After being married for over a decade, it was finally time for my wife and I to buy bedroom furniture. Since we got together, we had been making do with what we already owned, but time was up — our backs were craving a new mattress.

Walking through the mall, we happened to see a bed we liked on sale for half-price in a well-known American furniture shop. So, we took the plunge and decided to buy not just the bed but the matching side tables and dresser too. Needless to say, we were excited by our new purchase and began counting down the days until delivery.

Unfortunately, the excitement didn’t last long. When I climbed into our new bed the night it arrived, something struck me: the mattress felt noticeably different to the one we had tested in-store. Not wanting to sway my wife’s opinion, I kept my thoughts to myself, but the next morning she too commented on the very same thing.

It was then that our youngest daughter pulled the sheets back and read the mattress tag.

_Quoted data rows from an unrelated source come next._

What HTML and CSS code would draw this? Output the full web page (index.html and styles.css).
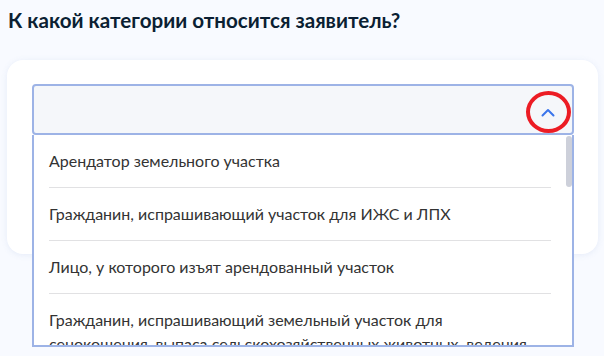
FILE: index.html
```html
<!DOCTYPE html>
<html lang="ru">
<head>
    <meta charset="UTF-8">
    <meta name="viewport" content="width=device-width, initial-scale=1.0">
    <title>Категория заявителя</title>
    <link rel="stylesheet" href="styles.css">
</head>
<body>
    <div class="page">
        <h2 class="question">К какой категории относится заявитель?</h2>

        <div class="card">
            <div class="select">
                <div class="select-field">
                    <span class="select-value"></span>
                    <span class="select-arrow">
                        <svg width="14" height="9" viewBox="0 0 14 9">
                            <path d="M1.5 7.5 L7 2 L12.5 7.5" fill="none" stroke="#3a75eb" stroke-width="2" stroke-linecap="round" stroke-linejoin="round"/>
                        </svg>
                    </span>
                    <span class="mark"></span>
                </div>

                <div class="dropdown">
                    <ul class="options">
                        <li>Арендатор земельного участка</li>
                        <li>Гражданин, испрашивающий участок для ИЖС и ЛПХ</li>
                        <li>Лицо, у которого изъят арендованный участок</li>
                        <li>Гражданин, испрашивающий земельный участок для сенокошения, выпаса сельскохозяйственных животных, ведения огородничества</li>
                    </ul>
                    <div class="scroll-thumb"></div>
                </div>
            </div>
        </div>
    </div>
</body>
</html>
```

FILE: styles.css
```css
html, body {
    margin: 0;
    min-height: 100%;
    background-color: #f8faff;
}
body {
    font-family: Lato, "Noto Sans", sans-serif;
    color: #0b1f33;
}
.page {
    min-height: 356px;
    padding: 0 6px 0 7px;
}
.question {
    margin: 0;
    padding: 7px 0 0 1px;
    height: 60px;
    box-sizing: border-box;
    font-size: 20.6px;
    line-height: 26px;
    font-weight: 700;
}
.card {
    background: #fff;
    border-radius: 16px;
    box-shadow: 0 1px 6px rgba(100, 130, 200, 0.12);
    height: 194px;
    padding: 24px 24px 0 25px;
    box-sizing: border-box;
}
.select {
    position: relative;
}
.select-field {
    position: relative;
    height: 51px;
    box-sizing: border-box;
    border: 2px solid #9db3e6;
    border-radius: 4px;
    background: #f5f7fa;
    display: flex;
    align-items: center;
    justify-content: flex-end;
    padding-right: 17px;
}
.select-arrow {
    display: flex;
    margin-top: 6px;
}
.mark {
    position: absolute;
    right: 1px;
    top: 5px;
    width: 37px;
    height: 34px;
    border: 4px solid #ec1c24;
    border-radius: 50%;
}
.dropdown {
    position: absolute;
    left: 0;
    right: 0;
    top: 51px;
    height: 212px;
    box-sizing: border-box;
    border: 2px solid #9db3e6;
    border-top: none;
    background: #fff;
    overflow: hidden;
    z-index: 2;
}
.options {
    list-style: none;
    margin: 0;
    padding: 0 21px 0 15px;
}
.options li {
    padding: 14px 12px 14px 0;
    line-height: 24px;
    font-size: 16px;
    color: #333;
    border-bottom: 1px solid #e1e1e3;
}
.scroll-thumb {
    position: absolute;
    right: 0;
    top: 1px;
    width: 6px;
    height: 51px;
    border-radius: 3px;
    background: #cdd0da;
}
```
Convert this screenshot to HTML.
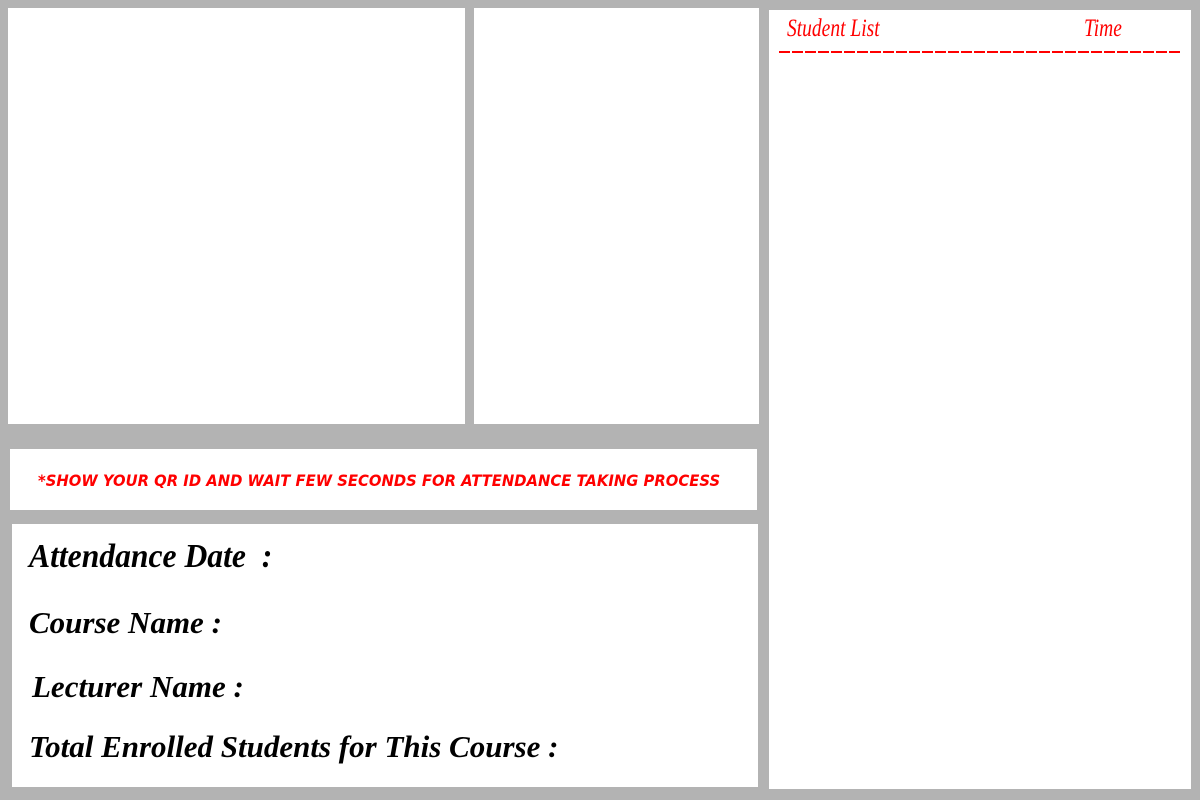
<!DOCTYPE html>
<html><head><style>
body{margin:0;width:1200px;height:800px;background:#b3b3b3;position:relative;overflow:hidden}
.p{position:absolute;background:#fff}
.t{position:absolute;font-family:"Liberation Serif",serif;font-style:italic;font-weight:bold;color:#000;white-space:nowrap}
.r{position:absolute;font-family:"Liberation Serif",serif;font-style:italic;color:#f00;font-size:25px;transform:scaleX(0.78);transform-origin:left top;white-space:nowrap}
</style></head><body>
<div class="p" style="left:8px;top:8px;width:457px;height:416px"></div>
<div class="p" style="left:474px;top:8px;width:285px;height:416px"></div>
<div class="p" style="left:769px;top:10px;width:422px;height:779px"></div>
<div class="p" style="left:10px;top:449px;width:747px;height:61px"></div>
<div class="p" style="left:12px;top:524px;width:746px;height:263px"></div>
<div class="r" style="left:787px;top:15px">Student List</div>
<div class="r" style="left:1084px;top:15px">Time</div>
<div style="position:absolute;left:779px;top:51px;width:401px;height:2px;background:repeating-linear-gradient(90deg,#f00 0 11px,transparent 11px 13px)"></div>
<div style="position:absolute;left:38px;top:471px;font-family:'DejaVu Sans',sans-serif;font-weight:bold;font-style:italic;font-size:16px;color:#f00;white-space:nowrap;transform:scaleX(0.925);transform-origin:left top">*SHOW YOUR QR ID AND WAIT FEW SECONDS FOR ATTENDANCE TAKING PROCESS</div>
<div class="t" style="left:29px;top:538px;font-size:34px;transform:scaleX(0.93);transform-origin:left top">Attendance Date&nbsp; :</div>
<div class="t" style="left:29px;top:605px;font-size:31px">Course Name :</div>
<div class="t" style="left:32px;top:669px;font-size:31px">Lecturer Name :</div>
<div class="t" style="left:29px;top:729px;font-size:31px">Total Enrolled Students for This Course :</div>
</body></html>
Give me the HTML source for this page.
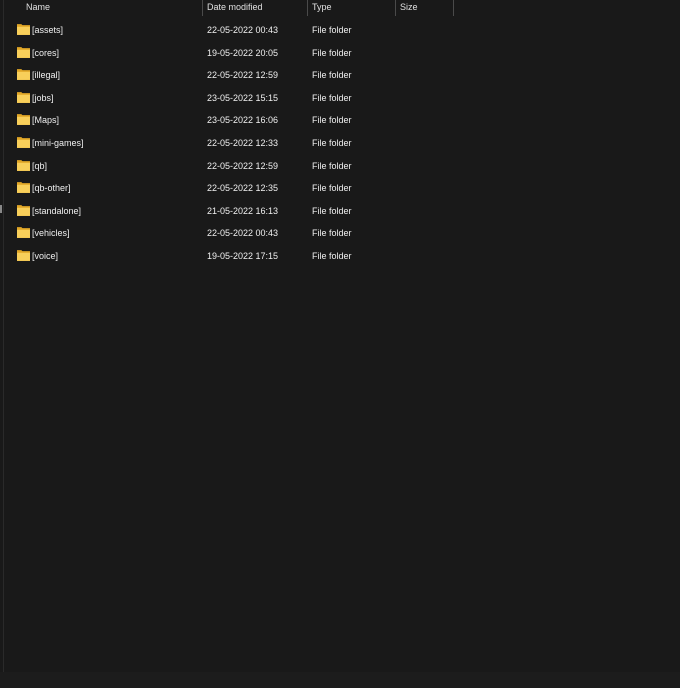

To our dismay, it had not been made in the US, but just a few miles from our home.

When we brought this to the store’s attention, their response was somewhat defensive, “You didn’t ask us where it came from,” they pointed out.

The comment bemused me. I never dreamt that I would need to ask a retailer if their products were the same as those in their other stores internationally. I mean, what’s the point of a franchise if you sell different products of different quality depending on the location?

When we bought our bedroom furniture, I thought we were shopping at a global retailer — it was their name on the storefront after all — yet the store informed us that their local agent only used locally-made mattresses.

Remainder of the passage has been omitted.